Cuando era capaz de soñar...

Todo era mejor cuando era capaz de soñar. Cuando vivía de la ilusión. Cuando me embriagaba el pensar cómo sería mi vida. Divagar sobre lo que me podría encontrar a la vuelta de cada esquina, mirar con los ojos cargados de fantasía y componer mis propias canciones al son del poder de mi imaginación.
Todo era mejor cuando me levantaba con una utopía en mente cada mañana. Cuando confiaba en que mis deseos se convertirían en realidad. Cuando conservaba la esperanza aunque todo estuviera en mi contra. Cuando tenía ganas y fuerzas para luchar.
Ahora mi vida es, ya no puede ser. De repente no cabe en mi boca el futuro, tan sólo el presente. Ya no hay proyectos imposibles o viajes lejanos.

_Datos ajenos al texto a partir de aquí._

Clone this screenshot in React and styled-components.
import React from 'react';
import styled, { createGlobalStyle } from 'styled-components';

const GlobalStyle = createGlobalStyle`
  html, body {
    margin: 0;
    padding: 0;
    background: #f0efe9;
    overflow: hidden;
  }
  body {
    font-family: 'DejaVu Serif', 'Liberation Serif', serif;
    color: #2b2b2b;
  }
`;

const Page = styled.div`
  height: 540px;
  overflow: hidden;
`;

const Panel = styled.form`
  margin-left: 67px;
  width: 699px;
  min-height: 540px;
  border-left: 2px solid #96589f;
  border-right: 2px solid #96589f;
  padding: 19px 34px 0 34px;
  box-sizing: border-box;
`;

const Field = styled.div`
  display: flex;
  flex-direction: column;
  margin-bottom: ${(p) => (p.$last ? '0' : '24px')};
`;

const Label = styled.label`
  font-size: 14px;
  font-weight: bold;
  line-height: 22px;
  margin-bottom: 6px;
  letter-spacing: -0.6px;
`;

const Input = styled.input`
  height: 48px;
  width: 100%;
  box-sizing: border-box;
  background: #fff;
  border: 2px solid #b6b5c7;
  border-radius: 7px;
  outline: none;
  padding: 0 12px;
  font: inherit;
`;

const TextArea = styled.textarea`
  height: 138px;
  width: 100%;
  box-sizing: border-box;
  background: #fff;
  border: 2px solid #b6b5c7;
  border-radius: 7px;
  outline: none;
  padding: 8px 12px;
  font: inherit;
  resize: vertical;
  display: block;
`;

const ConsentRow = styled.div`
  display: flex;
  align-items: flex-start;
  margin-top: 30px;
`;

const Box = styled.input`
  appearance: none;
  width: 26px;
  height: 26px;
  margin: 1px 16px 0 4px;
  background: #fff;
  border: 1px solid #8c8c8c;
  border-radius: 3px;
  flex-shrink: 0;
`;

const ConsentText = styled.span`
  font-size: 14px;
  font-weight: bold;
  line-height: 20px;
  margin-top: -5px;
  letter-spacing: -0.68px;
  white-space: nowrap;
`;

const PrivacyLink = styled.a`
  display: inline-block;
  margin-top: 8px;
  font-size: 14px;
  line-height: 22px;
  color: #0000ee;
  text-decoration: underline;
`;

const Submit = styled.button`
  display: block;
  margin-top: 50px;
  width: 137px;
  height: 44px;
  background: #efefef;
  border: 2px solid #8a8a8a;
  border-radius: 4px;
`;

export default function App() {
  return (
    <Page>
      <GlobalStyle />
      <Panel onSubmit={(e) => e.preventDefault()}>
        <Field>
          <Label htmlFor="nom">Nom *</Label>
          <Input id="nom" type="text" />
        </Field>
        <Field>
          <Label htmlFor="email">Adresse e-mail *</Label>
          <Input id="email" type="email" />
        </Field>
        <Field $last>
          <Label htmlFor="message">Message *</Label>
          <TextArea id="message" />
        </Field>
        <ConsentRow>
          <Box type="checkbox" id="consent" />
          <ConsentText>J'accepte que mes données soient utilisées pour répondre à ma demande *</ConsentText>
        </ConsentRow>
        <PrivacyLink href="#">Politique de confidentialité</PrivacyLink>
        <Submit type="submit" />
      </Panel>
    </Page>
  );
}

Dejé lo onírico por lo empírico. La batalla del corazón contra la razón se ha saldado a favor del equipo visitante. Maldito intruso. Yo no quería crecer, pero he crecido. Yo ansiaba ser Peter Pan y resulta que soy Wendy.
El largo plazo cada día es más largo, pero hay que ir paso a paso, sobre seguro, sin saltar muy alto, no sea que nos hagamos daño. Cada vez menos derechos, cada vez más obligaciones. Se repite el ‘tengo que’, se aleja el ‘quiero que’.

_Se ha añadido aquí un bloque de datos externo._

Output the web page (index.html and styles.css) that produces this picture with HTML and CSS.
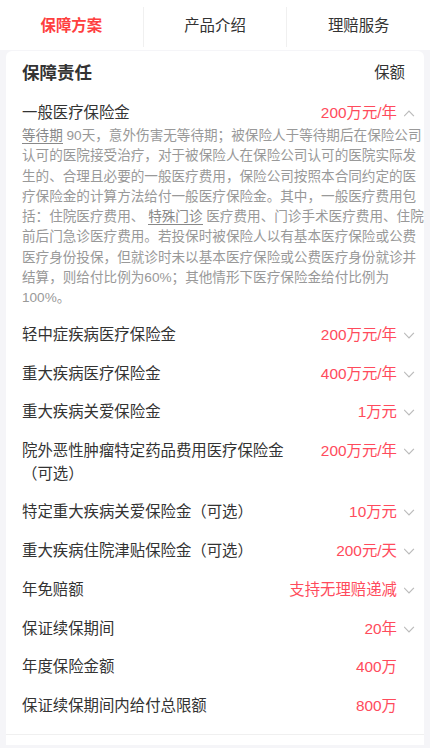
FILE: index.html
```html
<!DOCTYPE html>
<html lang="zh-CN">
  <head>
    <meta charset="UTF-8" />
    <meta name="viewport" content="width=device-width, initial-scale=1.0" />
    <title>保障方案</title>
    <link rel="stylesheet" href="styles.css">
  </head>
  <body>
    <div class="tabs">
      <div class="tab active">保障方案</div>
      <div class="tab">产品介绍</div>
      <div class="tab">理赔服务</div>
    </div>

    <div class="card">
      <div class="card-head">
        <h3>保障责任</h3>
        <span>保额</span>
      </div>

      <ul class="duty-list">
        <li class="duty open">
          <div class="duty-row">
            <span class="name">一般医疗保险金</span>
            <span class="amount">200万元/年</span>
            <svg class="arrow" width="11" height="7" viewBox="0 0 11 7"><path d="M0.6 6.2 L5.5 1.2 L10.4 6.2" fill="none" stroke="#bbb" stroke-width="1.2"/></svg>
          </div>
          <p class="desc"><span class="term">等待期</span> 90天，意外伤害无等待期；被保险人于等待期后在保险公司<br>认可的医院接受治疗，对于被保险人在保险公司认可的医院实际发<br>生的、合理且必要的一般医疗费用，保险公司按照本合同约定的医<br>疗保险金的计算方法给付一般医疗保险金。其中，一般医疗费用包<br>括：住院医疗费用、 <span class="term">特殊门诊</span> 医疗费用、门诊手术医疗费用、住院<br>前后门急诊医疗费用。若投保时被保险人以有基本医疗保险或公费<br>医疗身份投保，但就诊时未以基本医疗保险或公费医疗身份就诊并<br>结算，则给付比例为60%；其他情形下医疗保险金给付比例为<br>100%。</p>
        </li>
        <li class="duty">
          <div class="duty-row">
            <span class="name">轻中症疾病医疗保险金</span>
            <span class="amount">200万元/年</span>
            <svg class="arrow" width="11" height="7" viewBox="0 0 11 7"><path d="M0.6 0.8 L5.5 5.8 L10.4 0.8" fill="none" stroke="#bbb" stroke-width="1.2"/></svg>
          </div>
        </li>
        <li class="duty">
          <div class="duty-row">
            <span class="name">重大疾病医疗保险金</span>
            <span class="amount">400万元/年</span>
            <svg class="arrow" width="11" height="7" viewBox="0 0 11 7"><path d="M0.6 0.8 L5.5 5.8 L10.4 0.8" fill="none" stroke="#bbb" stroke-width="1.2"/></svg>
          </div>
        </li>
        <li class="duty">
          <div class="duty-row">
            <span class="name">重大疾病关爱保险金</span>
            <span class="amount">1万元</span>
            <svg class="arrow" width="11" height="7" viewBox="0 0 11 7"><path d="M0.6 0.8 L5.5 5.8 L10.4 0.8" fill="none" stroke="#bbb" stroke-width="1.2"/></svg>
          </div>
        </li>
        <li class="duty">
          <div class="duty-row">
            <span class="name">院外恶性肿瘤特定药品费用医疗保险金（可选）</span>
            <span class="amount">200万元/年</span>
            <svg class="arrow" width="11" height="7" viewBox="0 0 11 7"><path d="M0.6 0.8 L5.5 5.8 L10.4 0.8" fill="none" stroke="#bbb" stroke-width="1.2"/></svg>
          </div>
        </li>
        <li class="duty">
          <div class="duty-row">
            <span class="name">特定重大疾病关爱保险金（可选）</span>
            <span class="amount">10万元</span>
            <svg class="arrow" width="11" height="7" viewBox="0 0 11 7"><path d="M0.6 0.8 L5.5 5.8 L10.4 0.8" fill="none" stroke="#bbb" stroke-width="1.2"/></svg>
          </div>
        </li>
        <li class="duty">
          <div class="duty-row">
            <span class="name">重大疾病住院津贴保险金（可选）</span>
            <span class="amount">200元/天</span>
            <svg class="arrow" width="11" height="7" viewBox="0 0 11 7"><path d="M0.6 0.8 L5.5 5.8 L10.4 0.8" fill="none" stroke="#bbb" stroke-width="1.2"/></svg>
          </div>
        </li>
        <li class="duty">
          <div class="duty-row">
            <span class="name">年免赔额</span>
            <span class="amount">支持无理赔递减</span>
            <svg class="arrow" width="11" height="7" viewBox="0 0 11 7"><path d="M0.6 0.8 L5.5 5.8 L10.4 0.8" fill="none" stroke="#bbb" stroke-width="1.2"/></svg>
          </div>
        </li>
        <li class="duty">
          <div class="duty-row">
            <span class="name">保证续保期间</span>
            <span class="amount">20年</span>
            <svg class="arrow" width="11" height="7" viewBox="0 0 11 7"><path d="M0.6 0.8 L5.5 5.8 L10.4 0.8" fill="none" stroke="#bbb" stroke-width="1.2"/></svg>
          </div>
        </li>
        <li class="duty">
          <div class="duty-row">
            <span class="name">年度保险金额</span>
            <span class="amount">400万</span>
            <span class="arrow"></span>
          </div>
        </li>
        <li class="duty">
          <div class="duty-row">
            <span class="name">保证续保期间内给付总限额</span>
            <span class="amount">800万</span>
            <span class="arrow"></span>
          </div>
        </li>
      </ul>

      <div class="card-foot"></div>
    </div>
  </body>
</html>
```

FILE: styles.css
```css
body {
  font-family: "Liberation Sans", "Noto Sans CJK SC", sans-serif;
  margin: 0;
  padding: 0;
  background-color: #f5f5f8;
  color: #333;
}
.tabs {
  display: flex;
  height: 50px;
  background: white;
}
.tab {
  flex: 1;
  display: flex;
  align-items: center;
  justify-content: center;
  height: 40px;
  margin-top: 7px;
  padding-bottom: 6px;
  box-sizing: border-box;
  font-size: 15.4px;
  color: #333;
  border-right: 1.5px solid #f0f0f0;
}
.tab:last-child {
  border-right: none;
}
.tab.active {
  color: #fe3f3f;
  font-weight: bold;
}
.card {
  margin: 1px 6px 0;
  background: white;
  border-radius: 6px 6px 0 0;
}
.card-head {
  display: flex;
  justify-content: space-between;
  align-items: center;
  padding: 10px 19px 9px 16px;
  line-height: 24px;
}
.card-head h3 {
  margin: 0;
  font-size: 17.5px;
  font-weight: bold;
  color: #333;
}
.card-head span {
  font-size: 15.4px;
  color: #333;
}
.duty-list {
  list-style: none;
  margin: 0;
  padding: 0 8px 8px 16px;
}
.duty-row {
  display: flex;
  align-items: flex-start;
  padding: 8px 0;
  font-size: 15.4px;
  line-height: 22.7px;
}
.duty.open .duty-row {
  padding-bottom: 1.5px;
}
.name {
  flex: 1;
  padding-right: 12px;
  color: #333;
}
.amount {
  color: #ff4b5c;
  white-space: nowrap;
  margin-right: 5px;
}
.arrow {
  display: block;
  width: 14px;
  flex-shrink: 0;
  margin-top: 8px;
  box-sizing: border-box;
  padding: 0 1.5px;
}
.desc {
  margin: 0;
  padding-bottom: 7.5px;
  font-size: 13.6px;
  line-height: 20.25px;
  color: #999;
  white-space: nowrap;
}
.term {
  border-bottom: 1px solid #888;
  color: #888;
}
.card-foot {
  height: 10px;
  border-top: 1px solid #f0f0f0;
}
```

Y yo me pregunto ¿por qué? ¿Por qué no hacer lo que uno desea sin mirar si compensa o no? ¿Por qué los adultos no saltamos sobre los charcos, si no que los bordeamos como si fueran tóxicos o venenosos? ¿Por qué tanta verdura y tan poco chocolate? ¿Por qué hemos dejado de jugar y sólo trabajamos? ¿Por qué tenemos que medir los planes cuando en nuestra cabeza cabe todo? ¿Por qué no afirmar que podemos volar si de verdad podemos soñar que lo hacemos?

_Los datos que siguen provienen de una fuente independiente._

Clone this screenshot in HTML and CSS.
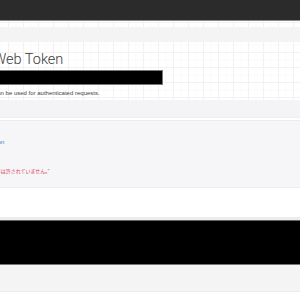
FILE: index.html
```html
<!DOCTYPE html>
<html lang="en">
<head>
  <meta charset="UTF-8" />
  <meta name="viewport" content="width=device-width, initial-scale=1.0"/>
  <title>JSON Web Token</title>
  <link rel="stylesheet" href="styles.css">
</head>
<body>
  <!-- Top bar -->
  <div class="topbar"></div>

  <!-- Token block on grid paper -->
  <div class="grid-area">
    <div class="subnav"></div>
    <div class="content">
      <h1 class="title">JSON Web Token</h1>
      <div class="token-box"></div>
      <p class="hint">This JWT token can be used for authenticated requests.</p>
    </div>
  </div>

  <div class="band"></div>

  <!-- Response panel -->
  <div class="panel">
    <div class="content">
      <a class="doc-link" href="#">Read the documentation</a>
      <p class="error">“この操作は許されていません。”</p>
    </div>
  </div>

  <div class="spacer"></div>

  <!-- Code output -->
  <div class="code-wrap">
    <div class="code"></div>
  </div>

  <div class="footer-band"></div>
</body>
</html>
```

FILE: styles.css
```css
body {
  margin: 0;
  font-family: 'Liberation Sans', Arial, sans-serif;
  background: #fff;
  color: #333;
  overflow: hidden;
}

.topbar {
  height: 20px;
  background: #2b2b2b;
  border-bottom: 1px solid #8a8a8a;
}

.grid-area {
  padding-top: 6px;
  height: 73px;
  background-color: #fff;
  background-image:
    linear-gradient(#f2f2f2 1px, transparent 1px),
    linear-gradient(90deg, #f2f2f2 1px, transparent 1px),
    linear-gradient(#fafafa 1px, transparent 1px),
    linear-gradient(90deg, #fafafa 1px, transparent 1px);
  background-size: 15px 15px, 15px 15px, 7.5px 7.5px, 7.5px 7.5px;
  background-position: 0 1px, 8px 0, 0 1px, 8px 0;
}

.subnav {
  height: 15px;
  background: #f4f4f4;
}

.content {
  margin-left: -52px;
}

.title {
  margin: 10px 0 0 5px;
  font-family: Roboto, 'Liberation Sans', sans-serif;
  font-size: 14.5px;
  font-weight: 300;
  line-height: 15px;
  color: #3a3a3a;
}

.token-box {
  width: 213px;
  height: 13px;
  margin-top: 3px;
  background: #000;
  border: 1px solid #777;
}

.hint {
  margin: 4px 0 0 3px;
  font-size: 6px;
  line-height: 8px;
  color: #444;
}

.band {
  height: 17px;
  background: #f4f4f6;
  border-bottom: 1px solid #eeeeef;
  margin-bottom: 2px;
}

.panel {
  height: 66px;
  background: #f6f6f8;
  border-top: 1px solid #ebebed;
  border-bottom: 1px solid #ececee;
}

.panel .content {
  padding-top: 17px;
}

.doc-link {
  display: block;
  margin-left: -9px;
  font-size: 6px;
  line-height: 8px;
  color: #4a78c8;
  text-decoration: none;
}

.error {
  margin: 21px 0 0 31px;
  font-family: 'Liberation Sans', 'Noto Sans CJK JP', sans-serif;
  font-size: 5px;
  line-height: 8px;
  color: #d9364f;
}

.spacer {
  height: 29px;
}

.code-wrap {
  border-top: 3px solid #ececec;
}

.code {
  height: 43px;
  background: #000;
  border-top: 1px solid #666;
  border-bottom: 1px solid #777;
}

.footer-band {
  height: 26px;
  background: #f4f4f4;
  border-bottom: 1px solid #ededed;
}
```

Yo anoche volé en mis sueños. La gravedad no existe en mi imaginación. El mundo que podemos crear dentro de nosotros es inabarcable. Los juegos son el alimento del alma. Lo dulce siempre es placentero, y lo placentero, te hace feliz. Lo único venenoso en este mundo es rendirse y dejar de perseguir quimeras. Lo que realmente compensa en esta vida es lo que nos hace sonreír. O llorar. O emocionarnos. O enfadarnos. O enrabiarnos. O extasiarnos. En definitiva, lo que nos hace sentir. La anestesia es mala compañera.
Hoy he decidido volver a escribir. Mi sueño. Mi ilusión. Sé que nunca dejé de hacerlo. Cada día recitaba unas líneas en mi corazón y las guardaba bajo llave en el alma, a la espera de que alguien me dijera, ‘ya puedes hacerlo’. Pero ya no necesito permiso. Me lo he dado yo misma. ¿Por qué temer el fracaso, si no intentarlo ya lo es?

El mundo era mejor cuando era capaz de soñar. Y ya os he dicho que anoche soñé que volaba. Sigo aquí, con los pies en el suelo, y la cabeza en las nubes.